Anita: If one fails to brush at bedtime as advised, is brushing after food as opposed to brushing before food more beneficial?
Dr Ogunye: Yes, brushing after food is definitely more beneficial. It cleanses the mouth of food debris, and food debris from refined carbohydrates (such as sugar-sweetened beverages, fruit juices, pastries, white bread, white rice and others) is one of the risk factors for caries and even (albeit indirectly) periodontal diseases.
Brushing after food also helps to quickly normalize the Ph of the oral cavity. Intake of refined carbohydrates lowers the Ph of the oral cavity, making it acidic, and this acidic environment allows for microorganisms to thrive and also aids the decalcification (loss of calcium) of the enamel layer of the teeth.
Anita: Some say we are supposed to brush three times a day, how true is that? Does that imply we carry our toothbrushes with us and brush in the course of our day?
Dr Ogunye: As dentists, our advice is to brush after every meal, ideally. But due to our daily schedules we know that might not be realistic, so what we advocate is that you brush twice daily: after breakfast in the mornings and just before going to bed at night. You can drink lots of water and rinse out your mouth after other meals if you will are unable to brush at those times.
Anita: I have heard that toothpicks are unhealthy for our teeth. If that is true, please, tell us about dental floss, the healthier alternative.
Dr Ogunye: Yes, toothpicks have been proven to be quite damaging to the periodontium, the specialized tissues that both surround and support the teeth. It physically traumatizes and destroys these tissues, thereby removing the innate protective effects that intact tissues have against microorganisms in the mouth. It even helps to introduce microorganisms into the spaces around the teeth and this way, you are helping the microorganisms by giving them a free ride to a less oxygen-rich environment where a lot of them thrive and do a great deal of damage.
Dental floss has been advocated for years now as it does not damage the gingival and periodontal tissues if used appropriately. Also, it can navigate the tight contacts between teeth better than a toothpick can, which gives a more effective clearance of food debris from between the teeth. It is also an excellent alternative for people who find it difficult to brush after meals. It is affordable, available, and it doesn’t take up a lot of space.
Anita: What’s the best way to store our toothbrush? I have gotten varying advice from the media.
Dr Ogunye: The best way to store your toothbrush is in a lidded container after thoroughly rinsing it to prevent it from being exposed to air, insect and even other humans.
Anita: Thank you so much, Dr Ogunye, for engaging in this conversation with me. I have learnt a lot and I am certain other persons reading this post have, too. The onus is on us to take up this advice and consciously improve our oral hygiene. Is there anything else you will like to share with us?

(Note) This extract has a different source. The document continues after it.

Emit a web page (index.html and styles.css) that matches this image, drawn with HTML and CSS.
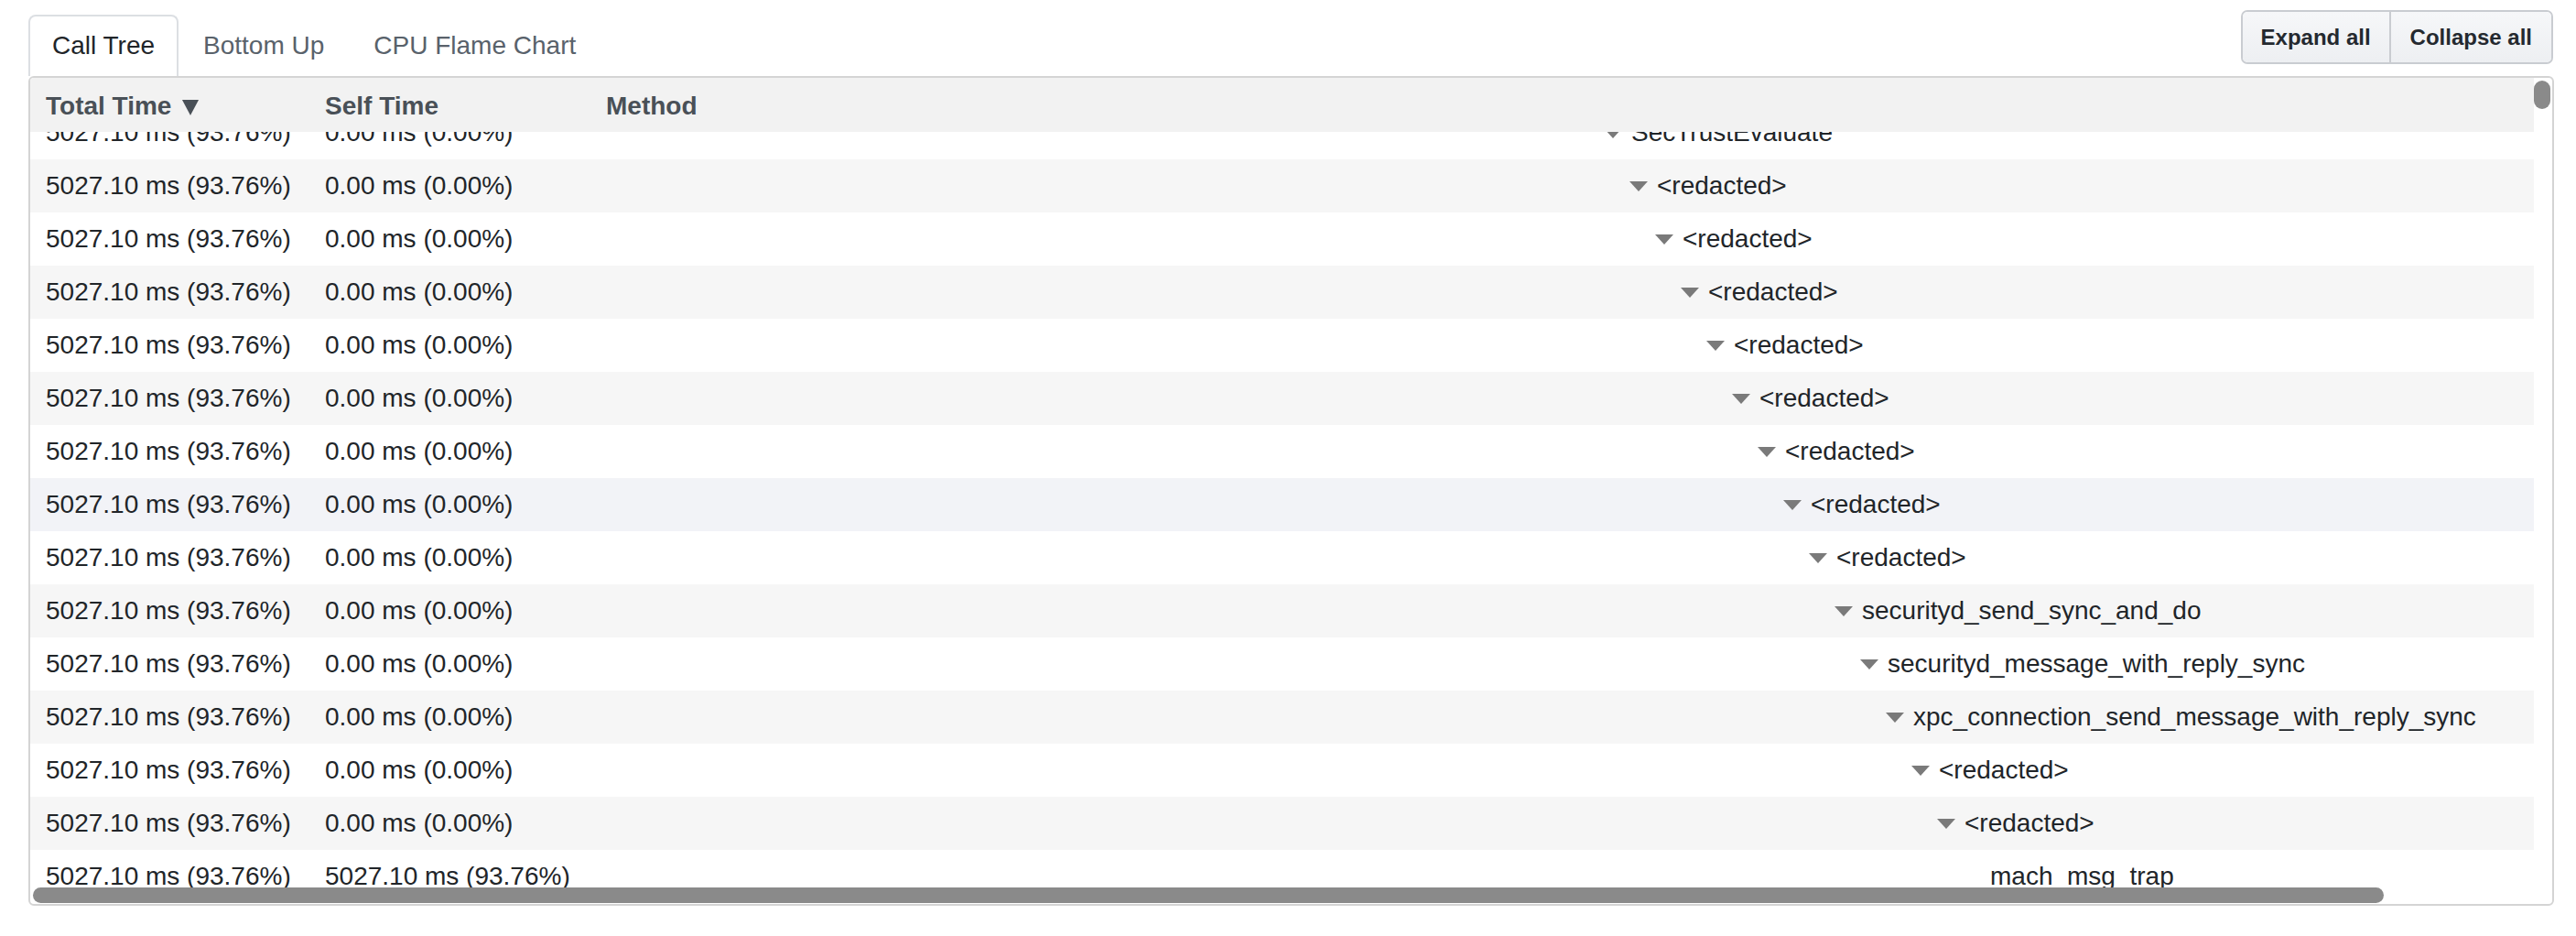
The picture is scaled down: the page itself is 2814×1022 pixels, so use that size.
FILE: index.html
```html
<!DOCTYPE html>
<html lang="en">
<head>
<meta charset="utf-8">
<title>Call Tree</title>
<link rel="stylesheet" href="styles.css">
</head>
<body>
<div class="toolbar">
  <nav class="tabs">
    <a class="tab active">Call Tree</a>
    <a class="tab">Bottom Up</a>
    <a class="tab">CPU Flame Chart</a>
  </nav>
  <div class="btn-group">
    <button class="btn">Expand all</button>
    <button class="btn">Collapse all</button>
  </div>
</div>
<div class="panel">
  <div class="viewport">
    <div class="head">
      <div class="cell">Total Time <svg class="sort" width="18" height="17" viewBox="0 0 18 17"><polygon points="0,0 18,0 9,17" fill="#495057"/></svg></div>
      <div class="cell">Self Time</div>
      <div class="cell">Method</div>
    </div>
    <div class="rows">
      <div class="row"><div class="cell">5027.10 ms (93.76%)</div><div class="cell">0.00 ms (0.00%)</div><div class="cell node" style="--d:39"><span class="caret"></span>SecTrustEvaluate</div></div>
      <div class="row"><div class="cell">5027.10 ms (93.76%)</div><div class="cell">0.00 ms (0.00%)</div><div class="cell node" style="--d:40"><span class="caret"></span>&lt;redacted&gt;</div></div>
      <div class="row"><div class="cell">5027.10 ms (93.76%)</div><div class="cell">0.00 ms (0.00%)</div><div class="cell node" style="--d:41"><span class="caret"></span>&lt;redacted&gt;</div></div>
      <div class="row"><div class="cell">5027.10 ms (93.76%)</div><div class="cell">0.00 ms (0.00%)</div><div class="cell node" style="--d:42"><span class="caret"></span>&lt;redacted&gt;</div></div>
      <div class="row"><div class="cell">5027.10 ms (93.76%)</div><div class="cell">0.00 ms (0.00%)</div><div class="cell node" style="--d:43"><span class="caret"></span>&lt;redacted&gt;</div></div>
      <div class="row"><div class="cell">5027.10 ms (93.76%)</div><div class="cell">0.00 ms (0.00%)</div><div class="cell node" style="--d:44"><span class="caret"></span>&lt;redacted&gt;</div></div>
      <div class="row"><div class="cell">5027.10 ms (93.76%)</div><div class="cell">0.00 ms (0.00%)</div><div class="cell node" style="--d:45"><span class="caret"></span>&lt;redacted&gt;</div></div>
      <div class="row hover"><div class="cell">5027.10 ms (93.76%)</div><div class="cell">0.00 ms (0.00%)</div><div class="cell node" style="--d:46"><span class="caret"></span>&lt;redacted&gt;</div></div>
      <div class="row"><div class="cell">5027.10 ms (93.76%)</div><div class="cell">0.00 ms (0.00%)</div><div class="cell node" style="--d:47"><span class="caret"></span>&lt;redacted&gt;</div></div>
      <div class="row"><div class="cell">5027.10 ms (93.76%)</div><div class="cell">0.00 ms (0.00%)</div><div class="cell node" style="--d:48"><span class="caret"></span>securityd_send_sync_and_do</div></div>
      <div class="row"><div class="cell">5027.10 ms (93.76%)</div><div class="cell">0.00 ms (0.00%)</div><div class="cell node" style="--d:49"><span class="caret"></span>securityd_message_with_reply_sync</div></div>
      <div class="row"><div class="cell">5027.10 ms (93.76%)</div><div class="cell">0.00 ms (0.00%)</div><div class="cell node" style="--d:50"><span class="caret"></span>xpc_connection_send_message_with_reply_sync</div></div>
      <div class="row"><div class="cell">5027.10 ms (93.76%)</div><div class="cell">0.00 ms (0.00%)</div><div class="cell node" style="--d:51"><span class="caret"></span>&lt;redacted&gt;</div></div>
      <div class="row"><div class="cell">5027.10 ms (93.76%)</div><div class="cell">0.00 ms (0.00%)</div><div class="cell node" style="--d:52"><span class="caret"></span>&lt;redacted&gt;</div></div>
      <div class="row"><div class="cell">5027.10 ms (93.76%)</div><div class="cell">5027.10 ms (93.76%)</div><div class="cell node" style="--d:53"><span class="caret leaf"></span>mach_msg_trap</div></div>
    </div>
  </div>
  <div class="vthumb"></div>
  <div class="hthumb"></div>
</div>
</body>
</html>
```

FILE: styles.css
```css
* { box-sizing: border-box; }

html, body {
  margin: 0;
  padding: 0;
  background: #ffffff;
}

body {
  font-family: "Liberation Sans", Arial, sans-serif;
  font-size: 28px;
  color: #212529;
  width: 2814px;
  height: 1022px;
  overflow: hidden;
}

.toolbar {
  display: flex;
  justify-content: space-between;
  align-items: flex-start;
  height: 83px;
  margin: 0 25px 0 31px;
}

.tabs {
  display: flex;
  margin-top: 16px;
}

.tab {
  display: block;
  height: 67px;
  padding: 15px 25px 17px;
  line-height: 33px;
  border: 2px solid transparent;
  border-bottom: none;
  border-radius: 8px 8px 0 0;
  color: #59626b;
  white-space: nowrap;
}

.tab.active {
  color: #212529;
  border-color: #dcdfe3;
  background: #ffffff;
  padding-left: 24px;
  padding-right: 24px;
}

.btn-group {
  display: flex;
  margin-top: 11px;
  height: 59px;
  border: 2px solid #c9ccd1;
  border-radius: 7px;
  overflow: hidden;
}

.btn {
  font-family: "Liberation Sans", Arial, sans-serif;
  font-size: 24px;
  font-weight: bold;
  color: #24292f;
  background: linear-gradient(#f6f7f9, #edeff2);
  border: none;
  padding: 0 20px;
  height: 55px;
  margin: 0;
}

.btn + .btn {
  border-left: 2px solid #c9ccd1;
  padding: 0 21px;
}

.panel {
  position: relative;
  margin: 0 24px 0 31px;
  height: 906px;
  border: 2px solid #d4d4d4;
  border-radius: 6px;
  overflow: hidden;
  padding-right: 20px;
}

.viewport {
  height: 100%;
  overflow: hidden;
}

.head,
.row {
  display: grid;
  grid-template-columns: 305px 307px 1fr;
  align-items: center;
}

.head {
  position: relative;
  z-index: 1;
  height: 59px;
  padding-top: 2px;
  background: #f2f2f2;
  font-weight: bold;
  color: #495057;
}

.cell {
  padding-left: 17px;
  white-space: nowrap;
}

.sort {
  vertical-align: -1px;
  margin-left: 4px;
}

.rows {
  margin-top: -28px;
}

.row {
  height: 58px;
  line-height: 58px;
}

.row:nth-child(even) {
  background: #f6f6f6;
}

.row.hover {
  background: #f2f3f7;
}

.node {
  display: flex;
  align-items: center;
  padding-left: calc(var(--d) * 28px + 15px);
}

.caret {
  display: inline-block;
  width: 0;
  height: 0;
  border-left: 10px solid transparent;
  border-right: 10px solid transparent;
  border-top: 11px solid #7a7a7a;
  margin-right: 10px;
  margin-top: 1px;
}

.caret.leaf {
  border-top-color: transparent;
}

.vthumb {
  position: absolute;
  top: 3px;
  right: 2px;
  width: 18px;
  height: 31px;
  border-radius: 9px;
  background: #8a8a8a;
}

.hthumb {
  position: absolute;
  left: 3px;
  bottom: 1px;
  width: 2568px;
  height: 17px;
  border-radius: 9px;
  background: #8a8a8a;
}
```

Dr Ogunye: It has been an absolute pleasure to have been given this opportunity to enlighten people regarding their oral health. Thank you, Anita. I will remind us not to share our toothbrush with other people. It is unhealthy and increases your risk of contracting some communicable diseases.
Old habits, they say, die hard. I have not found it easy incorporating this health advice into my daily living. I hope this conversation helps me make the necessary lifestyle changes. One place I score high is changing my toothbrush every three months.
Over to you! What is your relationship with your oral health like? Did you know most of these or learnt something new? If you did, do you follow them religiously? Let’s discuss in the comments.
PS: I am curious. What is your go-to source for health information? Social Media? The internet? Family and friends, who are doctors? Health personnel in the hospital? In your opinion, what can doctors do to improve the quality of health information at the community level?